Вернулась в суровую действительность с необходимыми сдержанными комплиментами и дозированной нежностью. Ей сейчас так и надо. Спокойно вышла из серой машины, спокойное «Пока». Хорошо, что спокойно. Зато физически ей хорошо. Она возвращается домой, выйдя из серебристой «Шкоды». Всё замечательно. Целые сутки она улыбается и дышит спокойно. Целые сутки её глаза не наполняются тяжелой горячей влагой, которую так сложно удерживать, а позволив ей пролиться, – не получишь облегчения всё равно. Не стоит в горле колючий острый комок. на не думает о Максиме целые сутки. Это много.
Иван моложе её. Ему нужен (и он может дать) ачеcтвенный и нежный секс. Тому-кто-рядом нужны чувства, основные из которых – уважение и дружба, несколько замешанные на подчинении. Максиму – прикосновения и чувства; страсть – как следствие двух первых. Всё просто. Ей нужно то же, что и Максиму. Только ей – всегда, потому что её чувства – всегда. А ему – когда было настроение.
Время шло вперёд. Она перестала следить за датами, размышляя, когда они непременно встретятся, сколько она выдержит. Ждать нечего. Откроют ли к сентябрю школы? Может быть, нет. Жизнь изменилась всё равно, просто люди привыкли к тому. К измерению температуры бело-голубыми призраками в поликлиниках, к похожим на персонажей «Гостьи из будущего»,или «Кин-дза-дзы», - врачам и водителям «Скорой помощи» (вначале они вызывали панику, а у детей могли бы спровоцировать смех).
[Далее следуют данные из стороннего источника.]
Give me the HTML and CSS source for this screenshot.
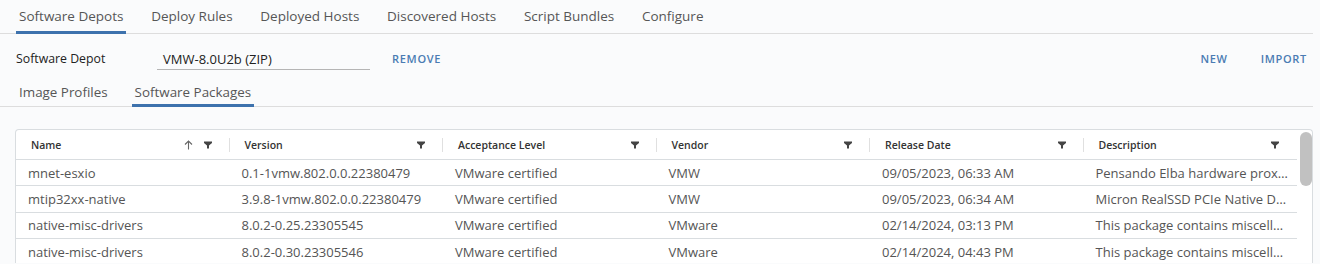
FILE: index.html
```html
<!DOCTYPE html>
<html>
<head>
<meta charset="utf-8">
<link rel="stylesheet" href="styles.css">
</head>
<body>
<div class="page">
  <nav class="tabs">
    <span class="tab active">Software Depots</span>
    <span class="tab">Deploy Rules</span>
    <span class="tab">Deployed Hosts</span>
    <span class="tab">Discovered Hosts</span>
    <span class="tab">Script Bundles</span>
    <span class="tab">Configure</span>
  </nav>
  <div class="depot-row">
    <span class="depot-label">Software Depot</span>
    <div class="depot-select">VMW-8.0U2b (ZIP)</div>
    <span class="link remove">REMOVE</span>
    <span class="spacer"></span>
    <span class="link">NEW</span>
    <span class="link import">IMPORT</span>
  </div>
  <nav class="tabs subtabs">
    <span class="tab">Image Profiles</span>
    <span class="tab active">Software Packages</span>
  </nav>
  <div class="grid">
    <div class="grid-body">
      <div class="row head">
        <div class="hc">Name<span class="icons"><svg class="sort" width="9" height="10" viewBox="0 0 9 10"><path d="M4.5 9.5V1M1 4.5L4.5 1L8 4.5" fill="none" stroke="#666" stroke-width="1.1"/></svg><svg class="filt" width="8" height="8" viewBox="0 0 8 8"><path d="M0 0.5H8V2L5 4.5V7.5H3V4.5L0 2Z" fill="#444"/></svg></span></div>
        <div class="hc">Version<span class="icons"><svg class="filt" width="8" height="8" viewBox="0 0 8 8"><path d="M0 0.5H8V2L5 4.5V7.5H3V4.5L0 2Z" fill="#444"/></svg></span></div>
        <div class="hc">Acceptance Level<span class="icons"><svg class="filt" width="8" height="8" viewBox="0 0 8 8"><path d="M0 0.5H8V2L5 4.5V7.5H3V4.5L0 2Z" fill="#444"/></svg></span></div>
        <div class="hc">Vendor<span class="icons"><svg class="filt" width="8" height="8" viewBox="0 0 8 8"><path d="M0 0.5H8V2L5 4.5V7.5H3V4.5L0 2Z" fill="#444"/></svg></span></div>
        <div class="hc">Release Date<span class="icons"><svg class="filt" width="8" height="8" viewBox="0 0 8 8"><path d="M0 0.5H8V2L5 4.5V7.5H3V4.5L0 2Z" fill="#444"/></svg></span></div>
        <div class="hc last">Description<span class="icons"><svg class="filt" width="8" height="8" viewBox="0 0 8 8"><path d="M0 0.5H8V2L5 4.5V7.5H3V4.5L0 2Z" fill="#444"/></svg></span></div>
      </div>
      <div class="row">
        <div class="c">mnet-esxio</div>
        <div class="c">0.1-1vmw.802.0.0.22380479</div>
        <div class="c">VMware certified</div>
        <div class="c">VMW</div>
        <div class="c">09/05/2023, 06:33 AM</div>
        <div class="c desc">Pensando Elba hardware prox…</div>
      </div>
      <div class="row">
        <div class="c">mtip32xx-native</div>
        <div class="c">3.9.8-1vmw.802.0.0.22380479</div>
        <div class="c">VMware certified</div>
        <div class="c">VMW</div>
        <div class="c">09/05/2023, 06:34 AM</div>
        <div class="c desc">Micron RealSSD PCIe Native D…</div>
      </div>
      <div class="row">
        <div class="c">native-misc-drivers</div>
        <div class="c">8.0.2-0.25.23305545</div>
        <div class="c">VMware certified</div>
        <div class="c">VMware</div>
        <div class="c">02/14/2024, 03:13 PM</div>
        <div class="c desc">This package contains miscell…</div>
      </div>
      <div class="row">
        <div class="c">native-misc-drivers</div>
        <div class="c">8.0.2-0.30.23305546</div>
        <div class="c">VMware certified</div>
        <div class="c">VMware</div>
        <div class="c">02/14/2024, 04:43 PM</div>
        <div class="c desc">This package contains miscell…</div>
      </div>
    </div>
    <div class="scroll"><div class="thumb"></div></div>
  </div>
</div>
</body>
</html>
```
FILE: styles.css
```css
* { box-sizing: border-box; }
html, body { margin: 0; padding: 0; }
body {
  background: #fafbfc;
  font-family: "Open Sans", "Liberation Sans", sans-serif;
  color: #565656;
  width: 1320px;
  height: 264px;
  overflow: hidden;
}
.page { padding: 0 7px 0 0; }
.tabs {
  display: flex;
  height: 34px;
  border-bottom: 1px solid #dddddd;
  padding-left: 16px;
  gap: 21.7px;
}
.tab {
  display: flex;
  align-items: center;
  padding: 1px 3px 0;
  font-size: 13.5px;
  color: #565656;
  border-bottom: 3px solid transparent;
  margin-bottom: -1px;
  white-space: nowrap;
}
.tab.active { border-bottom-color: #3d72ad; }
.depot-row {
  display: flex;
  align-items: center;
  height: 49px;
  padding: 0 6px 0 16px;
}
.depot-label { font-size: 12.3px; color: #222; width: 141px; }
.depot-select {
  width: 213px;
  height: 22px;
  border-bottom: 1px solid #b5b5b5;
  padding: 0 6px;
  font-size: 13px;
  color: #222;
  display: flex;
  align-items: center;
  margin-top: 1px;
}
.link {
  font-size: 11px;
  font-weight: 600;
  letter-spacing: 0.7px;
  color: #4a7cb3;
}
.remove { margin-left: 22px; }
.spacer { flex: 1; }
.import { margin-left: 33px; }
.subtabs { height: 24px; gap: 21px; }
.subtabs .tab { padding: 0 3px 4px; font-size: 13.4px; }
.grid {
  margin: 22px 0 0 15px;
  background: #fff;
  border: 1px solid #d9dde0;
  border-bottom: none;
  border-radius: 4px 4px 0 0;
  display: flex;
  height: 134px;
  overflow: hidden;
}
.grid-body { width: 1281px; }
.row {
  display: grid;
  grid-template-columns: repeat(6, 213.5px);
  height: 26.4px;
  border-bottom: 1px solid #d9dde0;
  align-items: center;
}
.row.head { height: 30px; }
.hc {
  position: relative;
  display: flex;
  align-items: center;
  height: 100%;
  padding-left: 15px;
  font-size: 10.5px;
  font-weight: 600;
  color: #333;
}
.hc::after {
  content: "";
  position: absolute;
  right: 0;
  top: 8px;
  bottom: 7px;
  width: 1px;
  background: #e0e0e0;
}
.hc.last::after { display: none; }
.icons {
  margin-left: auto;
  margin-right: 18px;
  display: flex;
  align-items: center;
  gap: 11px;
}
.c {
  padding: 0 12px 0 12px;
  font-size: 13px;
  color: #555;
  white-space: nowrap;
  overflow: hidden;
}
.c.desc { padding-right: 4px; }
.scroll {
  flex: 1;
  padding: 2px 2px 0 2px;
}
.thumb {
  width: 12px;
  margin-left: 1px;
  height: 54px;
  background: #c1c1c1;
  border-radius: 6px;
}
```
К тому, что в одном и том же магазине один каcсир без маски, а у второго на голове обруч с рогами и пластиком, или антенна инопланетного робота (любопытно, чем теперь заняты бывшие короли эпатажа? Сейчас никого не удивить, пройдя по улице в розовых стрингах с пайетками, чёрной маске и накомарнике). Привыкли к ежедневным сводкам, которые всем уже осточертели. Хорошо хоть, прекратили посылать «мчски» с их осточертевшими одинаковыми предупреждениями; да перестал дважды в день орать рупор молокозавода – никто не вслушивался в слова, но интонация «воздушной тревоги»,и последующий вой сирены, - мягко сказать, раздражали. Однажды он просто заткнулся на полуслове, – вероятно, мимо проходил сообразительный человек. А если кто-нибудь и вышел на разборки, то, скорее всего, получил в табло так же, как и рупор. И вряд ли нашлись бы недовольные. Удивляло, отчего так долго терпели.
Если мир рушится потихоньку, - почему она обязана быть счастливой? (И кому она должна?) Молодой, красивой, здоровой? Главная цель года, как говорили многие, - выжить. Пусть будет так.